Christians are a people of holy waters: borne across waters to freedom and water-born at the time of our baptism.
As a rite of passage Christian baptism transports us by water (and story, and Word and vow) into a strange new land. It is a land in which peacemakers are blessed, the poor are treated as kings and the hungry are fed whether or not they have money in their wallets. It is a land in which God loves and liberates slaves, and death—not an end—becomes its own rite of passage: across a sea and onto a farther shore, where the gathered saints are alive ... marvelously alive in God’s transcendent love.
Ours, however, is a community whose practices are not, frankly, for everyone. When the earliest followers of Jesus submitted to baptism, they were throwing in their lot with one who had been recently executed by the state. To submit to baptism was and is to become a marked person. The practices on this side of baptism are baffling—and, make no mistake about it—they are painfully difficult to master: loving one’s enemies, forgiving those with whom we have complaints, giving away large portions of our incomes, engaging in prayer and study, turning the other cheek, pursuing peace, and going all in with a maddeningly invisible, impossible to explain, Triune God.
Because the land is so very foreign, difficult and demanding, newcomers are carefully coached, equipped and companioned. We tell them about God and God’s son Jesus who, in the words of the UCC statement of faith, “seeks in holy love to save all people from aimlessness and sin.” We invite and challenge them to “accept the cost and joy of discipleship, proclaim the gospel to all the world and resist the powers of evil.” (Where else on God’s good earth do people vow such things?) We school them in the stories of Noah and Moses, Exodus and Exile. We introduce them to Jesus, John and the Jordan. We habituate these wide-eyed newcomers to the deep, treacherous and salvific waters of Christian faith. Then, when all things are made ready, we raise our arms in a forest of blessing over the waters and listen deeply as they make their own vows. We become who John was to Jesus and who Philip was to the Ethiopian eunuch. We get them wet, mark their brows, applaud, cheer, tear up, hug and welcome them in.
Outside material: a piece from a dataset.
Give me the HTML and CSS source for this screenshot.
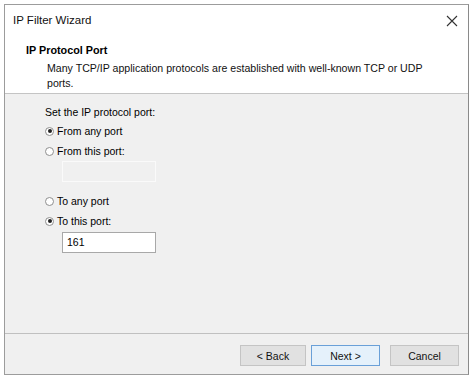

Now, on this side of baptism, we set out together and in the good company of the saints in light, to master the baffling and beautiful practices of this strange and wondrous land. It is as marked persons that we taste grace, wash smelly feet, hold tight to each other, wage peace, forgive, give, visit prisoners, enter contested crossroads, proclaim good news and resist evil. Together we venture into the marvelous land of mercy, justice and beauty for which God equips and marks us.